Dock Fishing for Bass: How to Pick the Best Shade, Posts, and Angles
Structure FishingMay 8, 2026

Dock Fishing for Bass: How to Pick the Best Shade, Posts, and Angles

Docks are high-percentage bass targets when you fish the shade, posts, walkways, and deepest edge.

Docks are more than wooden platforms. They create shade, vertical cover, algae growth, bluegill activity, and ambush lanes. Bass use them like a house with multiple rooms.

Why it works

Shade gives bass comfort and concealment. Posts and floats break up the water column. Baitfish and bluegill often gather around the same cover, giving bass a reason to stay.

Best setup

Carry a skipping bait, a Texas rig, a jig, a wacky worm, and a small swimbait.
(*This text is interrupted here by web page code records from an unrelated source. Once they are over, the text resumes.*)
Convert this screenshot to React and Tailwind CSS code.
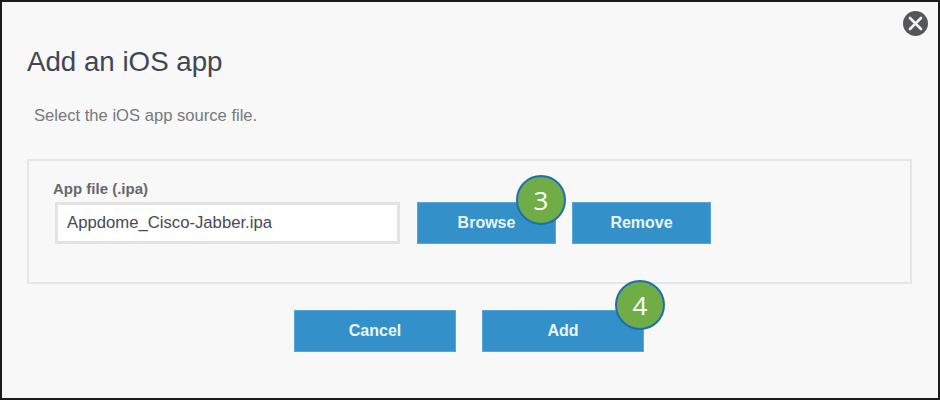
const font = "font-['Liberation_Sans',Arial,sans-serif]";

function Badge({ n, className }) {
  return (
    <div className={`absolute flex h-[50px] w-[50px] items-center justify-center rounded-full border-2 border-[#1f6fb0] bg-[#70ad47] font-['Open_Sans',sans-serif] text-[26px] font-medium leading-none text-white ${className}`}>
      {n}
    </div>
  );
}

function Button({ children, className = '', badge }) {
  return (
    <div className={`relative flex h-[42px] items-center justify-center border border-[#5aa5d6] bg-[#3390c9] text-[16px] font-bold text-[#eaf4fa] ${className}`}>
      {children}
      {badge}
    </div>
  );
}

export default function App() {
  return (
    <div className={`relative h-[400px] w-[940px] border-2 border-[#1c1c1c] bg-[#f8f8f8] ${font}`}>
      {/* close */}
      <svg className="absolute right-[10px] top-[9px]" width="25" height="25" viewBox="0 0 25 25">
        <circle cx="12.5" cy="12.5" r="12.5" fill="#55565a" />
        <path d="M7 7l11 11M18 7L7 18" stroke="#f4f4f4" strokeWidth="2.6" strokeLinecap="round" />
      </svg>

      <div className="pl-[25px] pt-[43px]">
        <h1 className="text-[27.7px] font-normal leading-[34px] text-[#404652]">Add an iOS app</h1>
        <p className="mt-[27px] pl-[7px] text-[16.6px] leading-[20px] text-[#76787c]">Select the iOS app source file.</p>
      </div>

      <div className="ml-[25px] mt-[33px] h-[125px] w-[885px] border-2 border-[#e6e6e6] px-[24px] pt-[19px]">
        <div className="text-[15px] font-bold leading-[18px] text-[#66686c]">App file (.ipa)</div>
        <div className="ml-[2px] mt-[4px] flex gap-[16px]">
          <div className="flex h-[42px] w-[345px] items-center border-[3px] border-[#e3e3e3] bg-white pl-[9px] text-[16.7px] text-[#454a56]">
            Appdome_Cisco-Jabber.ipa
          </div>
          <Button className="ml-[1px] w-[139px]" badge={<Badge n="3" className="left-[98px] top-[-28px]" />}>
            Browse
          </Button>
          <Button className="w-[139px]">Remove</Button>
        </div>
      </div>

      <div className="mt-[26px] flex gap-[26px] pl-[292px]">
        <Button className="w-[162px]">Cancel</Button>
        <Button className="w-[162px]" badge={<Badge n="4" className="left-[132px] top-[-31px]" />}>Add</Button>
      </div>
    </div>
  );
}
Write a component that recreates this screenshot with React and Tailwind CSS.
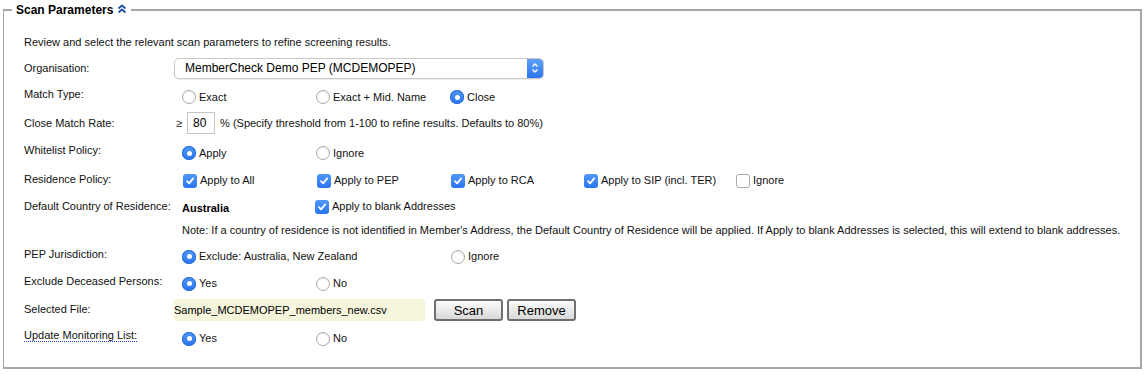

Use stronger line around cables, posts, and brush hidden under the dock.

How to fish it

Start with the outside corners, then fish the darkest shade. Skip or pitch past the target so the lure falls naturally. If you catch one fish, make several more casts because docks can hold groups.

Where to throw it

Prioritize docks near deep water, grass, brush, rock, or a channel swing. Isolated docks can be better than crowded banks because fish have fewer options.

Common mistakes

Do not only cast to the front. The best fish may sit under the walkway or beside the deepest post. Also watch for ropes and metal edges that can cut line.

Quick checklist

  • Fish shade first
  • Hit outside corners
  • Skip under walkways
  • Use stronger line
  • Repeat casts after a bite

Final take

A dock is a complete bass target. Break it into pieces, fish the best shade, and use angles other anglers ignore.